MMA to fete trailblazer Nancy Eddy of Amherst 

  • Nancy Eddy of Amherst  Town of Amherst

  • Nancy Eddy of Amherst Town of Amherst

Staff Writer
Published: 1/15/2019 4:04:35 PM

AMHERST — When the Massachusetts Municipal Association’s annual meeting and trade show begins Friday with a visit from Gov. Charlie Baker, an Amherst woman will be recognized for her role in establishing the organization.

Nancy Eddy, MMA’s first president, is heading to the Hines Convention Center and Sheraton Boston Hotel for this year’s 40th anniversary event, which has the theme “Strong Communities for a Stronger Commonwealth.”

Eddy, who served for nine years on the Amherst Select Board, said she appreciates that the organization is still going strong four decades later and that “the voice of cities and towns” remains a critical connection between the commonwealth’s 351 communities and state government.

“I think it’s been very successful,” Eddy said. “When it started I was quite confident the association would meet the needs of cities and towns.” 

As the organization marks the milestone, Eddy, 81, said she has observed the MMA take on broad policy issues, push for more joint and bulk purchasing to reduce costs and endorse group health insurance. “The sharing of ideas and resources has been useful,” Eddy said

There is also the expertise it offers on a range of topics, from municipal broadband to adult-use marijuana.

In fact, the annual meeting features 34 educational workshops and 10 learning labs, with Amherst’s Economic Development Director, Geoff Kravitz, part of one on the cannbis industry called “Growing Pains: Municipal Best Practices for the Marijuana Industry,” and Sustainability Coordinator Stephanie Ciccarello discussing “Here Comes the Sun: Bringing Renewable Energy to Your Community.”

The trade show will have 200 exhibitors and there will be an opportunity to network with municipal officials. Guest speakers will include former Girl Scouts of the USA CEO Anna Maria Chávez, Senate President Karen Spilka and radio personalities Jim Braude and Margery Eagan.

Eddy said forming the MMA in 1979 was a lengthy process as it developed out of several other organizations, like the Massachusetts League of Cities and Towns, Massachusetts Mayors Association and Massachusetts City Coalition, that merged into it.

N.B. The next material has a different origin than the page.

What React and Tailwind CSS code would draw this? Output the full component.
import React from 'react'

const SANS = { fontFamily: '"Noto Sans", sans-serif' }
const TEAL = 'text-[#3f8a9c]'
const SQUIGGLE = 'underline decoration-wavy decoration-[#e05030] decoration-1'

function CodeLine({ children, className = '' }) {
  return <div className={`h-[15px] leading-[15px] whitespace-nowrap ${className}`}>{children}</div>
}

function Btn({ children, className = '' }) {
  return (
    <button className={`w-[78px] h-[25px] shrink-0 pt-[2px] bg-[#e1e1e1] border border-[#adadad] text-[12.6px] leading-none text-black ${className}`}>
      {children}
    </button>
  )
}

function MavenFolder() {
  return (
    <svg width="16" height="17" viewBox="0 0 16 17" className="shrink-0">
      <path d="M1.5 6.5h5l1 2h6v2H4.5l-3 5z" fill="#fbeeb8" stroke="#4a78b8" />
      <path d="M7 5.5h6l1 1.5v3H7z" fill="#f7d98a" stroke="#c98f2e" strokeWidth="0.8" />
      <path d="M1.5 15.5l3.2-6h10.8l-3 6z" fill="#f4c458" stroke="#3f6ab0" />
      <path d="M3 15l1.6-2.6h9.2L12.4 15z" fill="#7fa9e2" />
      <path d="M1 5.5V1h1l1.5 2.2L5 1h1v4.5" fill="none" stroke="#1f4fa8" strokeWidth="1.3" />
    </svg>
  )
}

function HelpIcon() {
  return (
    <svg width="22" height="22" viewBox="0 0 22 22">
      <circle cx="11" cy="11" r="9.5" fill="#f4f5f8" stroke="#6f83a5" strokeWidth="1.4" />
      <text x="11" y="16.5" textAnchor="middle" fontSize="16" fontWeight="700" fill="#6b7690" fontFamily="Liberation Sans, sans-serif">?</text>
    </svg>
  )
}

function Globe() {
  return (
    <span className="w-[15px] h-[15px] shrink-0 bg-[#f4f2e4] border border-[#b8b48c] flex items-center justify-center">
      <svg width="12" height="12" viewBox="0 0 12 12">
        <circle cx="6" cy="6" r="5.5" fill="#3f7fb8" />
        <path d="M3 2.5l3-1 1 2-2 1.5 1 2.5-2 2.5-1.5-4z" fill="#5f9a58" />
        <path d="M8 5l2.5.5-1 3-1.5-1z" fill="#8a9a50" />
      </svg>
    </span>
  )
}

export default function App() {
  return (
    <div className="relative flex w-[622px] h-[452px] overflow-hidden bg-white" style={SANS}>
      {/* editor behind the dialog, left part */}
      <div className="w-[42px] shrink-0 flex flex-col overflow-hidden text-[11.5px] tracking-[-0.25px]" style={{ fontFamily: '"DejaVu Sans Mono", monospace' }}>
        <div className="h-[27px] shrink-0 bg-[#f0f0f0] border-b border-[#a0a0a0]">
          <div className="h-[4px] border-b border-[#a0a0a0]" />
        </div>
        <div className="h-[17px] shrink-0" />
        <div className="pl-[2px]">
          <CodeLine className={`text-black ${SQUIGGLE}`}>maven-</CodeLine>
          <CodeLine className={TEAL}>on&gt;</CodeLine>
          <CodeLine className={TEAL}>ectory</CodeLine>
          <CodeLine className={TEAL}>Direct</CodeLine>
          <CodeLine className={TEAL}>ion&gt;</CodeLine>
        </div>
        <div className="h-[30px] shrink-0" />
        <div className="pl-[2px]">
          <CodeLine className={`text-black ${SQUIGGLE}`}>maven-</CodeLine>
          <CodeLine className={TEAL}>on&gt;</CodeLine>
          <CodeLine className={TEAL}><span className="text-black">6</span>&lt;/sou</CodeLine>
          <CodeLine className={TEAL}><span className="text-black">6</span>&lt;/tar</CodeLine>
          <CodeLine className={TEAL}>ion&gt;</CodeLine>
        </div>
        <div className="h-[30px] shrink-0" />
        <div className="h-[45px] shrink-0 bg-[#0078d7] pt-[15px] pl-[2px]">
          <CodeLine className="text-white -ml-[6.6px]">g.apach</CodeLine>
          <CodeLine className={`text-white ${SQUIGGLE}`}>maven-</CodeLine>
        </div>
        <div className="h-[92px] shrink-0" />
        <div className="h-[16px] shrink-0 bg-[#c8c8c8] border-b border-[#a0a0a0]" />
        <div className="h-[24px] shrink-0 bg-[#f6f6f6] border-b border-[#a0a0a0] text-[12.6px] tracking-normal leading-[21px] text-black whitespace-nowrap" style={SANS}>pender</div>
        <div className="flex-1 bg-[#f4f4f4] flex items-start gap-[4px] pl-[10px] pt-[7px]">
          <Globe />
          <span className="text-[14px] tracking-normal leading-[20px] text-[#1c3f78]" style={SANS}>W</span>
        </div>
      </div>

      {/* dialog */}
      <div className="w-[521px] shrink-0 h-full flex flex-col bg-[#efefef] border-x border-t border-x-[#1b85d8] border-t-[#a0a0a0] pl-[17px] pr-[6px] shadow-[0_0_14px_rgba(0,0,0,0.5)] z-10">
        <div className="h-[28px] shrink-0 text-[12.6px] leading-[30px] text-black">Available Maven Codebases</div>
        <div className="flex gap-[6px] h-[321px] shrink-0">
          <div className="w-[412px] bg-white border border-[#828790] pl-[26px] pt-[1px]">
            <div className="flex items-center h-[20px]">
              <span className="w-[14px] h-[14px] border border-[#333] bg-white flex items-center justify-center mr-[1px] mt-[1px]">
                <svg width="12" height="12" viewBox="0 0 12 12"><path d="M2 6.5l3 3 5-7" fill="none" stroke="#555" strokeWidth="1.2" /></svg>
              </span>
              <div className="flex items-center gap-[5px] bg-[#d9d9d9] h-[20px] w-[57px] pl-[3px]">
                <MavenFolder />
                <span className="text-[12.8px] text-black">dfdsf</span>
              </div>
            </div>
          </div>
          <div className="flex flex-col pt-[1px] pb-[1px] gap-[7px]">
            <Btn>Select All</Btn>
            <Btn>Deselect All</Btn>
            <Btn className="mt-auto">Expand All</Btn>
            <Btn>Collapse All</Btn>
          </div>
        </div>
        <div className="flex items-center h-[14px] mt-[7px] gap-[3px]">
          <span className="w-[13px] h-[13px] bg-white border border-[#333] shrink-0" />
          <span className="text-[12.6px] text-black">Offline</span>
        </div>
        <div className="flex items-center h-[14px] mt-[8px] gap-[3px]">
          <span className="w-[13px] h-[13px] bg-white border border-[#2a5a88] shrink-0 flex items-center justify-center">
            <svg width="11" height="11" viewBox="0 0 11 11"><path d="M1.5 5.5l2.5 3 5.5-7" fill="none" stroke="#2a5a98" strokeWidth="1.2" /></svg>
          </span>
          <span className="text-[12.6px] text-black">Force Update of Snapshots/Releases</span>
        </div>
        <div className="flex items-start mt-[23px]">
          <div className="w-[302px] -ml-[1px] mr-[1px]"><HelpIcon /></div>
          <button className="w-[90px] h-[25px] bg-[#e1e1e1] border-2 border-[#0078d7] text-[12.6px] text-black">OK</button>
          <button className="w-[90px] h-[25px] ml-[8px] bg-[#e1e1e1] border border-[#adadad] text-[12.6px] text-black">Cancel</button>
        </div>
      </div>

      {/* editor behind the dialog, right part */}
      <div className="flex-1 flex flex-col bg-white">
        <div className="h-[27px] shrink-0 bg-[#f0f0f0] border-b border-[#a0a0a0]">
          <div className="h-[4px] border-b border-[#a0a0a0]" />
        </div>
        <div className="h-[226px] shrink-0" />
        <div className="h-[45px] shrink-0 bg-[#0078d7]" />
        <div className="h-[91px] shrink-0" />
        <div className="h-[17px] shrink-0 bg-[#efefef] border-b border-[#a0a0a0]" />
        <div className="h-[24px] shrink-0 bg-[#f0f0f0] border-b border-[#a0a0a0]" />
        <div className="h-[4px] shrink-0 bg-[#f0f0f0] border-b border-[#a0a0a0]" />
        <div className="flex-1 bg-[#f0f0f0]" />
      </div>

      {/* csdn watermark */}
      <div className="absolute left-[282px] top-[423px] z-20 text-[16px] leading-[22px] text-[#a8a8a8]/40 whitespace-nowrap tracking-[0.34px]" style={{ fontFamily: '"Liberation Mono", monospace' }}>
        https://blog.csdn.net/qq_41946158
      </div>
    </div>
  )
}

“A number of us thought the whole arena of cities and towns would be better represented if one voice was speaking to the governor, the Legislature and regulatory agencies,” Eddy said.

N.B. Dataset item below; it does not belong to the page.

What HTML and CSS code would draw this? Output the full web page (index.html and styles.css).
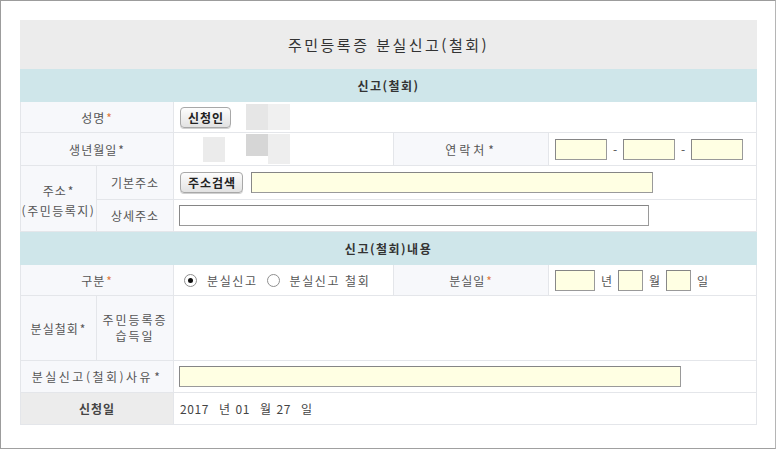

But it wasn’t an easy sell. She remembers traveling to more than 40 communities to convince them that one staff would reduce costs, and it took a few years before there were enough votes to form the MMA. A Gazette article dated July 2, 1979 quotes Eddy as saying the new organization would have more clout. ”There is now only one organization dealing with local government, the MMA,” she said.

As president for two years, Eddy also served on a committee that would meet once a month with the governor for even better direct advocacy.

Despite MMA’s work, she said there are some lingering concerns in the state, including the ever present equity issue over property taxes and how public education is funded, along with funding formulas for infrastructure needs, such as roads, highways and public transportation, and mandated costs put on communities.

Eddy, who is retired as vice president of administration and finance at Holyoke Community College, was one of few females in leadership at that time.

Later this week, she knows there will be more women at the annual conference and trade show and leaders at the state and local level that better reflects the state’s population.

“More diversity is always good,” Eddy said.